Why switch to an electric car
From a personal and global standpoint, the switch to electric cars offers many advantages, but at the same time the shortcomings of using a relatively new product that is not yet widespread.
Overall, replacing our fleet of petrol vehicles with a fleet of electric vehicles will improve our quality of life and, above all, that of the planet, contributing in a practical way to the fight against the dreaded climate change.
Individually, we will enjoy a cheaper mode of transport, although it does require certain important logistical changes to turn it into a totally alternative mode of transport, valid for all types of trips, whether short, medium or long distance. The most progress is currently being made in the medium or long distance. In other words, going from an urban vehicle to checking all the boxes of things we want when we buy a car.

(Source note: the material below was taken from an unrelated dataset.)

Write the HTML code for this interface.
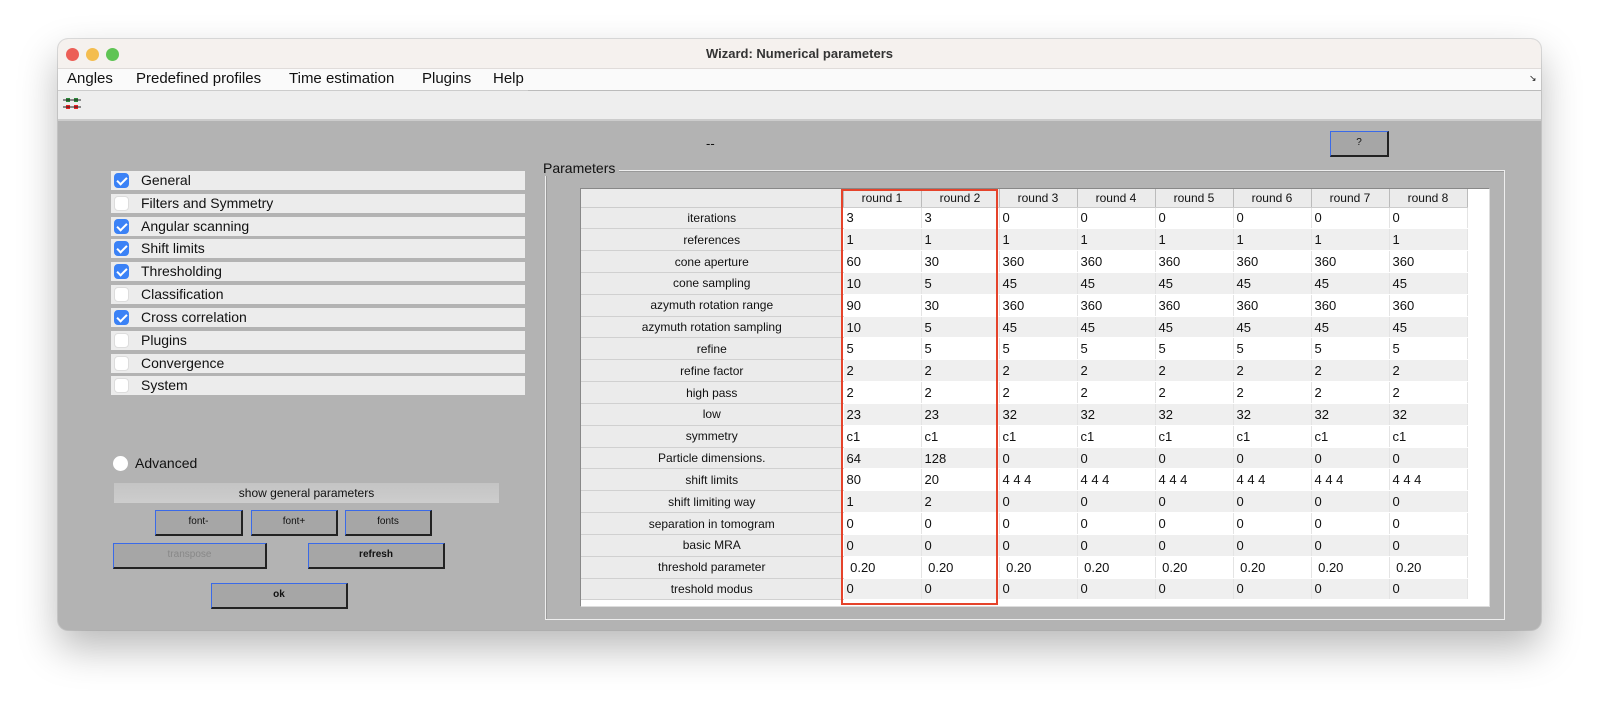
<!DOCTYPE html>
<html><head><meta charset="utf-8"><style>
*{box-sizing:border-box;margin:0;padding:0}
body{width:1600px;height:707px;background:#fff;position:relative;overflow:hidden;font-family:"Liberation Sans",sans-serif;color:#111}
.a{position:absolute}
#win{left:58px;top:39px;width:1483px;height:591px;border-radius:10px;overflow:hidden;background:#b3b3b3;box-shadow:0 18px 40px rgba(0,0,0,.28),0 0 0 1px rgba(0,0,0,.12)}
.dot{width:13px;height:13px;border-radius:50%;top:9px}
.m{top:31px;font-size:15px}
.cb{left:53px;width:414px;height:19px;background:#ececec;font-size:14px;line-height:19px}
.cb span{position:absolute;left:30px}
.box{position:absolute;left:3px;top:2px;width:15px;height:15px;border-radius:4px;background:#fff;border:1px solid #ddd}
.box.on{background:#3b82f6;border-color:#3b82f6}
.box.on:after{content:"";position:absolute;left:4px;top:1px;width:4px;height:8px;border:solid #fff;border-width:0 2px 2px 0;transform:rotate(45deg)}
.btn{background:#a6a6a6;border-top:1px solid #3a6ae8;border-left:1px solid #3a6ae8;border-right:2px solid #222;border-bottom:2px solid #222;font-size:10px;text-align:center;line-height:22px}
table{border-collapse:collapse;font-size:12px;table-layout:fixed}
td{height:21.83px;border-right:1px solid #e4e4e4;border-bottom:1px solid #fff;padding:0 0 0 3px;font-size:13px}
td.l{text-align:center;background:#ebebeb;border-right:1px solid #fff;border-bottom:1px solid #d0d0d0;font-size:12px;padding:0}
tr:nth-child(even) td:not(.l){background:#fff}
tr:nth-child(odd) td:not(.l){background:#efefef}
th{height:18px;font-weight:normal;background:#ebebeb;border-right:1px solid #bbb;border-bottom:1px solid #ccc;font-size:12px}
</style></head><body>
<div id="win" class="a">
 <div class="a" style="left:0;top:0;width:1483px;height:30px;background:#f5f1ee;border-bottom:1px solid #e0dcda"></div>
 <div class="a dot" style="left:8px;background:#ec5f57"></div>
 <div class="a dot" style="left:28px;background:#f4bd4f"></div>
 <div class="a dot" style="left:48px;background:#5fc454"></div>
 <div class="a" style="left:0;top:7px;width:1483px;text-align:center;font-size:13px;font-weight:bold;color:#333">Wizard: Numerical parameters</div>
 <div class="a" style="left:0;top:30px;width:1483px;height:22px;background:#fafafa;border-bottom:1px solid #ccc"></div>
 <div class="a" style="left:470px;top:51px;width:1013px;height:1px;background:#bbb"></div>
 <div class="a m" style="left:9px">Angles</div>
 <div class="a m" style="left:78px">Predefined profiles</div>
 <div class="a m" style="left:231px">Time estimation</div>
 <div class="a m" style="left:364px">Plugins</div>
 <div class="a m" style="left:435px">Help</div>
 <div class="a" style="left:1471px;top:34px;font-size:9px">↘</div>
 <div class="a" style="left:0;top:52px;width:1483px;height:30px;background:#eeeeee;border-bottom:2px solid #ccc"></div>
 <svg class="a" style="left:5px;top:58px" width="18" height="14"><rect x="3" y="1" width="4" height="4" fill="#2c8a3a"/><rect x="11" y="1" width="4" height="4" fill="#2c8a3a"/><line x1="0" y1="3" x2="18" y2="3" stroke="#222"/><rect x="3" y="8" width="4" height="4" fill="#e22"/><rect x="11" y="8" width="4" height="4" fill="#e22"/><line x1="0" y1="10" x2="18" y2="10" stroke="#222"/></svg>

 <div class="a" style="left:648px;top:97px;font-size:13px">--</div>
 <div class="a btn" style="left:1272px;top:92px;width:59px;height:26px">?</div>

 <div class="a cb" style="top:132px"><div class="box on"></div><span>General</span></div>
 <div class="a cb" style="top:155px"><div class="box"></div><span>Filters and Symmetry</span></div>
 <div class="a cb" style="top:178px"><div class="box on"></div><span>Angular scanning</span></div>
 <div class="a cb" style="top:200px"><div class="box on"></div><span>Shift limits</span></div>
 <div class="a cb" style="top:223px"><div class="box on"></div><span>Thresholding</span></div>
 <div class="a cb" style="top:246px"><div class="box"></div><span>Classification</span></div>
 <div class="a cb" style="top:269px"><div class="box on"></div><span>Cross correlation</span></div>
 <div class="a cb" style="top:292px"><div class="box"></div><span>Plugins</span></div>
 <div class="a cb" style="top:315px"><div class="box"></div><span>Convergence</span></div>
 <div class="a cb" style="top:337px"><div class="box"></div><span>System</span></div>

 <div class="a" style="left:55px;top:417px;width:15px;height:15px;border-radius:50%;background:#fff"></div>
 <div class="a" style="left:77px;top:416px;font-size:14px">Advanced</div>
 <div class="a" style="left:56px;top:444px;width:385px;height:20px;background:linear-gradient(#c4c4c4,#cdcdcd);font-size:12px;text-align:center;line-height:20px">show general parameters</div>
 <div class="a btn" style="left:97px;top:471px;width:88px;height:26px">font-</div>
 <div class="a btn" style="left:193px;top:471px;width:87px;height:26px">font+</div>
 <div class="a btn" style="left:287px;top:471px;width:87px;height:26px">fonts</div>
 <div class="a btn" style="left:55px;top:504px;width:154px;height:26px;color:#888">transpose</div>
 <div class="a btn" style="left:250px;top:504px;width:137px;height:26px;font-weight:bold">refresh</div>
 <div class="a btn" style="left:153px;top:544px;width:137px;height:26px;font-weight:bold">ok</div>

 <div class="a" style="left:487px;top:131px;width:960px;height:450px;border:1px solid #eee;box-shadow:inset 1px 1px 0 #999"></div>
 <div class="a" style="left:481px;top:121px;padding:0 4px;background:#b3b3b3;font-size:14px">Parameters</div>
 <div class="a" style="left:522px;top:149px;width:910px;height:419px;background:#fff;border:1px solid #888;border-right-color:#ddd;border-bottom-color:#ddd"></div>
 <table class="a" style="left:523px;top:150px;width:886px">
  <colgroup><col style="width:262px"><col span="8" style="width:78px"></colgroup>
  <tr><th style="background:#ebebeb"></th><th>round 1</th><th>round 2</th><th>round 3</th><th>round 4</th><th>round 5</th><th>round 6</th><th>round 7</th><th>round 8</th></tr>
  <tr><td class="l">iterations</td><td>3</td><td>3</td><td>0</td><td>0</td><td>0</td><td>0</td><td>0</td><td>0</td></tr>
  <tr><td class="l">references</td><td>1</td><td>1</td><td>1</td><td>1</td><td>1</td><td>1</td><td>1</td><td>1</td></tr>
  <tr><td class="l">cone aperture</td><td>60</td><td>30</td><td>360</td><td>360</td><td>360</td><td>360</td><td>360</td><td>360</td></tr>
  <tr><td class="l">cone sampling</td><td>10</td><td>5</td><td>45</td><td>45</td><td>45</td><td>45</td><td>45</td><td>45</td></tr>
  <tr><td class="l">azymuth rotation range</td><td>90</td><td>30</td><td>360</td><td>360</td><td>360</td><td>360</td><td>360</td><td>360</td></tr>
  <tr><td class="l">azymuth rotation sampling</td><td>10</td><td>5</td><td>45</td><td>45</td><td>45</td><td>45</td><td>45</td><td>45</td></tr>
  <tr><td class="l">refine</td><td>5</td><td>5</td><td>5</td><td>5</td><td>5</td><td>5</td><td>5</td><td>5</td></tr>
  <tr><td class="l">refine factor</td><td>2</td><td>2</td><td>2</td><td>2</td><td>2</td><td>2</td><td>2</td><td>2</td></tr>
  <tr><td class="l">high pass</td><td>2</td><td>2</td><td>2</td><td>2</td><td>2</td><td>2</td><td>2</td><td>2</td></tr>
  <tr><td class="l">low</td><td>23</td><td>23</td><td>32</td><td>32</td><td>32</td><td>32</td><td>32</td><td>32</td></tr>
  <tr><td class="l">symmetry</td><td>c1</td><td>c1</td><td>c1</td><td>c1</td><td>c1</td><td>c1</td><td>c1</td><td>c1</td></tr>
  <tr><td class="l">Particle dimensions.</td><td>64</td><td>128</td><td>0</td><td>0</td><td>0</td><td>0</td><td>0</td><td>0</td></tr>
  <tr><td class="l">shift limits</td><td>80</td><td>20</td><td>4 4 4</td><td>4 4 4</td><td>4 4 4</td><td>4 4 4</td><td>4 4 4</td><td>4 4 4</td></tr>
  <tr><td class="l">shift limiting way</td><td>1</td><td>2</td><td>0</td><td>0</td><td>0</td><td>0</td><td>0</td><td>0</td></tr>
  <tr><td class="l">separation in tomogram</td><td>0</td><td>0</td><td>0</td><td>0</td><td>0</td><td>0</td><td>0</td><td>0</td></tr>
  <tr><td class="l">basic MRA</td><td>0</td><td>0</td><td>0</td><td>0</td><td>0</td><td>0</td><td>0</td><td>0</td></tr>
  <tr><td class="l">threshold parameter</td><td>&nbsp;0.20</td><td>&nbsp;0.20</td><td>&nbsp;0.20</td><td>&nbsp;0.20</td><td>&nbsp;0.20</td><td>&nbsp;0.20</td><td>&nbsp;0.20</td><td>&nbsp;0.20</td></tr>
  <tr><td class="l">treshold modus</td><td>0</td><td>0</td><td>0</td><td>0</td><td>0</td><td>0</td><td>0</td><td>0</td></tr>
 </table>
 <div class="a" style="left:783px;top:150px;width:157px;height:416px;border:2px solid #e5432b"></div>
</div>
</body></html>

The fact is that changing to electric cars does not depend only on vehicle sales. Society itself and all the elements of its infrastructure have to adapt. That is why the increase of electricity supply points for electric cars is so important, not only in cities, but also right across Spain.
The firm commitment to this mode of transport in Spain and the European Union is making a reality of what seemed distant a few years ago, and we can now travel longer distances thanks to the greater autonomy of these vehicles as well as their increasing load capacities. But is this profitable?
What lies beneath the cost of the electric car
In general, electric vehicles or EVs are more expensive than petrol cars, and can cost about €5,000 to €15,000 more due to the high price of the batteries. This price can be lower if the model comes without a battery, which could be rented.
Despite this, most customers believe that this price difference between petrol cars and electric cars can be offset by savings on fuel. But to have a clear idea about the total cost of an electric car and whether or not it is worth buying one, we must consider other aspects such as:
- Repairs: electric cars do not have clutches, filters or timing belts, so their maintenance is easier than that of a conventional car and much cheaper. In this sense, EVs could entail savings of 25% over petrol vehicles. This difference becomes greater if we compare them to diesel cars, since repairs on those are even more expensive.
- Taxes: the upswing of the electric car sector and its positive effects on the planet and the environment mean that, in certain cities, electric vehicles enjoy tax advantages, with discounts on road tax that can be as high as 75%.
But how much does an electric car actually consume?
The key to their savings clearly lies in their consumption. This is the most important point to keep in mind. Without having to bring out the calculator, it is well-known that electric engines are much more energy-efficient than combustion engines.
For example, when it comes to travelling 100 kilometres, a diesel car will have consumed about 4 litres, while a petrol car will have used a little more. Taking into account the current price of petrol and diesel A, the cheapest, each car would have spent about €5 for petrol and about €4 for diesel, respectively, so we could establish an average of €4.50.
In contrast, for the same 100-kilometre journey, an electric vehicle will consume about 13 kWh of its batteries. Setting a daytime domestic energy price of €0.158 per kW, covering 100 kilometres will cost about €2,054 before taxes. So we can say that driving with an electric car is less than half the cost of a traditional fuel car.